_Exercise instructions_
Make an exact copy of the data below, leaving out every picture.

_Provided data_
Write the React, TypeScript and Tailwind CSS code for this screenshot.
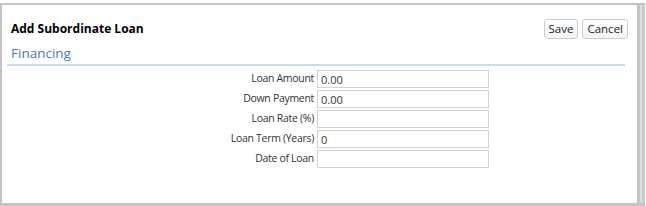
const rows = [
  { label: "Loan Amount", value: "0.00" },
  { label: "Down Payment", value: "0.00" },
  { label: "Loan Rate (%)", value: "" },
  { label: "Loan Term (Years)", value: "0" },
  { label: "Date of Loan", value: "" },
];

export default function App() {
  return (
    <div className="h-[206px] w-[646px] bg-white pt-[3px] pr-[1px] font-['Open_Sans',sans-serif] text-[#333]">
      <div className="flex h-[203px] border-t-2 border-l-2 border-b-[3px] border-[#c4c4c4]">
        <div className="flex flex-1 flex-col px-[5px]">
          <div className="flex items-center justify-between pt-[14px]">
            <h1 className="pl-[4px] text-[12px] font-bold text-black">Add Subordinate Loan</h1>
            <div className="flex gap-[4px] pr-[4px]">
              <button className="h-[20px] rounded-[3px] border border-[#c9ced6] bg-gradient-to-b from-white to-[#f2f4f7] px-[4px] text-[11.5px] leading-none text-[#222]">
                Save
              </button>
              <button className="h-[20px] rounded-[3px] border border-[#c9ced6] bg-gradient-to-b from-white to-[#f2f4f7] px-[4px] text-[11.5px] leading-none text-[#222]">
                Cancel
              </button>
            </div>
          </div>
          <h2 className="mt-[4px] mr-[7px] border-b-2 border-[#c6dcf2] pl-[4px] pb-[1px] text-[13.5px] leading-[20px] text-[#4a78ae]">
            Financing
          </h2>
          <div className="mt-[4px] flex flex-col gap-[2px]">
            {rows.map((r) => (
              <div key={r.label} className="flex h-[18px] items-center">
                <label className="w-[310px] pr-[3px] text-right text-[10.5px] tracking-[-0.3px]">{r.label}</label>
                <input
                  readOnly
                  value={r.value}
                  className="h-[18px] w-[172px] border border-[#d2d2d8] px-[3px] text-[11px] text-[#333] outline-none"
                />
              </div>
            ))}
          </div>
        </div>
        <div className="flex w-[8px]">
          <div className="w-[3px] bg-[#c4c4c4]" />
          <div className="w-[2px] bg-[#d7dde6]" />
          <div className="w-[3px] bg-[#c9ccd2]" />
        </div>
      </div>
    </div>
  );
}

_Exercise response_
Write the React, TypeScript and Tailwind CSS code for this screenshot.
const rows = [
  { label: "Loan Amount", value: "0.00" },
  { label: "Down Payment", value: "0.00" },
  { label: "Loan Rate (%)", value: "" },
  { label: "Loan Term (Years)", value: "0" },
  { label: "Date of Loan", value: "" },
];

export default function App() {
  return (
    <div className="h-[206px] w-[646px] bg-white pt-[3px] pr-[1px] font-['Open_Sans',sans-serif] text-[#333]">
      <div className="flex h-[203px] border-t-2 border-l-2 border-b-[3px] border-[#c4c4c4]">
        <div className="flex flex-1 flex-col px-[5px]">
          <div className="flex items-center justify-between pt-[14px]">
            <h1 className="pl-[4px] text-[12px] font-bold text-black">Add Subordinate Loan</h1>
            <div className="flex gap-[4px] pr-[4px]">
              <button className="h-[20px] rounded-[3px] border border-[#c9ced6] bg-gradient-to-b from-white to-[#f2f4f7] px-[4px] text-[11.5px] leading-none text-[#222]">
                Save
              </button>
              <button className="h-[20px] rounded-[3px] border border-[#c9ced6] bg-gradient-to-b from-white to-[#f2f4f7] px-[4px] text-[11.5px] leading-none text-[#222]">
                Cancel
              </button>
            </div>
          </div>
          <h2 className="mt-[4px] mr-[7px] border-b-2 border-[#c6dcf2] pl-[4px] pb-[1px] text-[13.5px] leading-[20px] text-[#4a78ae]">
            Financing
          </h2>
          <div className="mt-[4px] flex flex-col gap-[2px]">
            {rows.map((r) => (
              <div key={r.label} className="flex h-[18px] items-center">
                <label className="w-[310px] pr-[3px] text-right text-[10.5px] tracking-[-0.3px]">{r.label}</label>
                <input
                  readOnly
                  value={r.value}
                  className="h-[18px] w-[172px] border border-[#d2d2d8] px-[3px] text-[11px] text-[#333] outline-none"
                />
              </div>
            ))}
          </div>
        </div>
        <div className="flex w-[8px]">
          <div className="w-[3px] bg-[#c4c4c4]" />
          <div className="w-[2px] bg-[#d7dde6]" />
          <div className="w-[3px] bg-[#c9ccd2]" />
        </div>
      </div>
    </div>
  );
}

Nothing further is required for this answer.